Currently, the D.C. Circuit has four judges chosen by Democratic presidents, four by Republicans. There are three vacancies and Senate Republicans have threatened to filibuster the nominees.
Senate Majority Leader Harry Reid says Democrats agreed to move forward several conservative judges nominated by President George W. Bush in exchange for a moratorium on filibusters for future nominees. Now, Reid is threatening what’s called the “nuclear option” – dumping the filibuster requirement of 60 votes to move a nomination forward. Critics howl, but a filibuster is a Senate rule, not a constitutional requirement. But the threat guarantees the fight over judicial vacancies is likely to continue.
And the fight isn't just at the appeals court level. More than one-in-ten seats are vacant on federal district courts as well.

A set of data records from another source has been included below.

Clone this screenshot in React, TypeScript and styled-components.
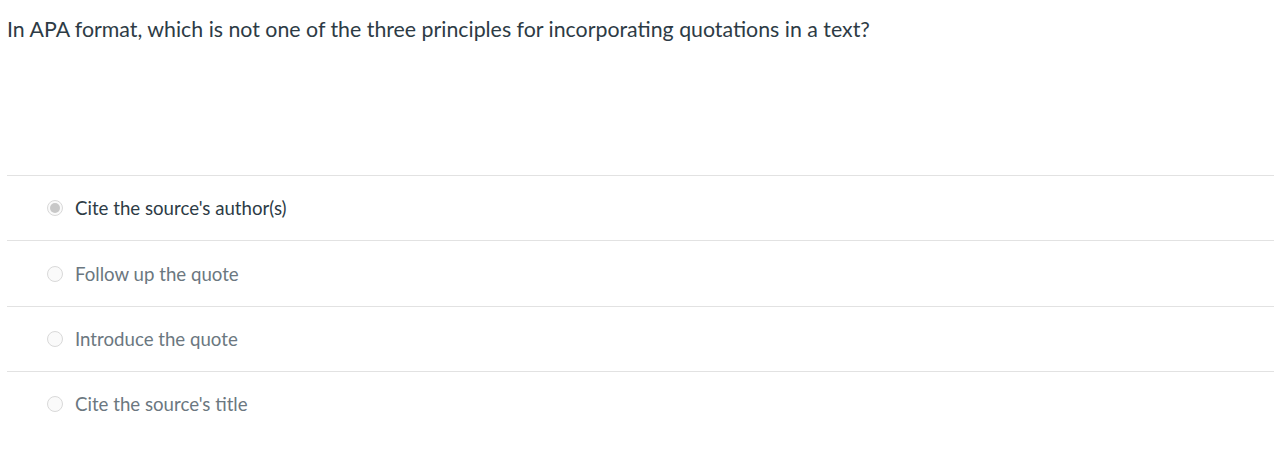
import React from "react";
import styled, { createGlobalStyle } from "styled-components";

const Global = createGlobalStyle`
  html, body { margin: 0; padding: 0; background: #fff; }
  body { font-family: Lato, "Open Sans", sans-serif; }
`;

const Page = styled.div`
  padding: 0 0 0 7px;
`;

const Question = styled.div`
  font-size: 21.33px;
  line-height: 28px;
  color: #2d3b45;
  padding-top: 15px;
  height: 175px;
  box-sizing: border-box;
`;

const Answers = styled.div`
  display: flex;
  flex-direction: column;
`;

const Row = styled.label`
  display: flex;
  align-items: center;
  height: 65.4px;
  border-top: 1px solid #e2e2e2;
  padding-left: 40px;
  box-sizing: border-box;
`;

const Radio = styled.span<{ $checked?: boolean }>`
  width: 16px;
  height: 16px;
  border-radius: 50%;
  border: 1px solid #d9d9d9;
  box-sizing: border-box;
  background: #fafafa;
  display: flex;
  align-items: center;
  justify-content: center;
  margin-right: 12px;
  &::after {
    content: "";
    display: ${(p) => (p.$checked ? "block" : "none")};
    width: 10px;
    height: 10px;
    border-radius: 50%;
    background: #c8c8c8;
  }
`;

const Label = styled.span<{ $checked?: boolean }>`
  font-size: 18.67px;
  color: ${(p) => (p.$checked ? "#2d3b45" : "#6b7780")};
`;

const answers = [
  "Cite the source's author(s)",
  "Follow up the quote",
  "Introduce the quote",
  "Cite the source's title",
];

export default function App() {
  return (
    <>
      <Global />
      <Page>
        <Question>
          In APA format, which is not one of the three principles for incorporating quotations in a text?
        </Question>
        <Answers>
          {answers.map((a, i) => (
            <Row key={a}>
              <Radio $checked={i === 0} />
              <Label $checked={i === 0}>{a}</Label>
            </Row>
          ))}
        </Answers>
      </Page>
    </>
  );
}
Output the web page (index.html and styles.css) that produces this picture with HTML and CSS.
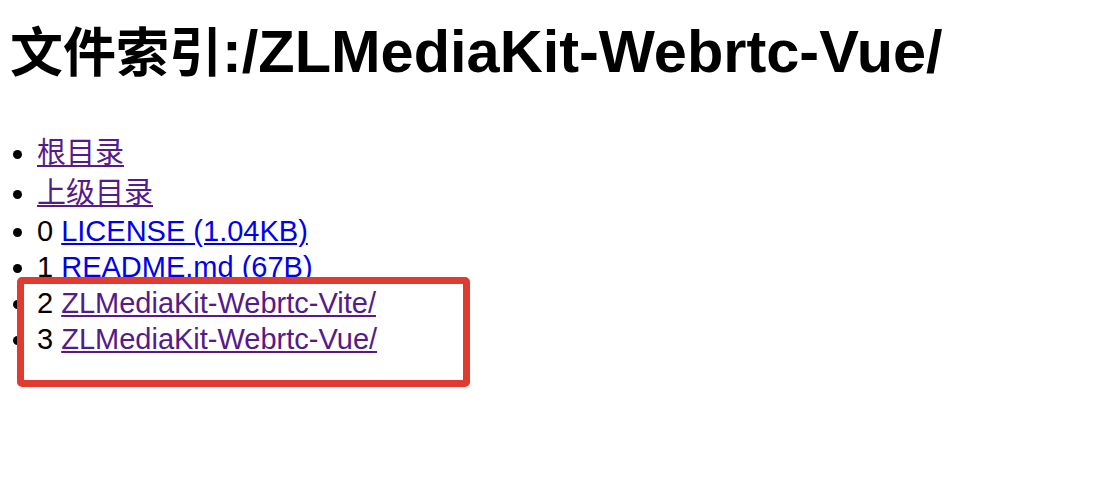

But not in California, where there is no vacancy on the Central District Court, which serves the greater Los Angeles area. And there's just one vacancy among the two dozen or so seats on the Eastern District Court, which serves the Inland Empire. There are two vacancies in the Northern District and one in the Southern District.
The Eastern District is waiting for the White House to announce a nominee for a vacant seat.
This is one of the busiest courts in the nation. In fact, in a letter from the American Bar Association last week, the Eastern District is said to have "astronomically high caseloads" and should be expanded. Given the fight over the budget, that's not likely to happen any time soon. The immigration reform measure passed by the Senate, but not the House, would add three judges to the Central District.
Correction: An earlier version of this story said the Eastern District Court has been waiting for a nominee from California's junior Senator Barbara Boxer for a year.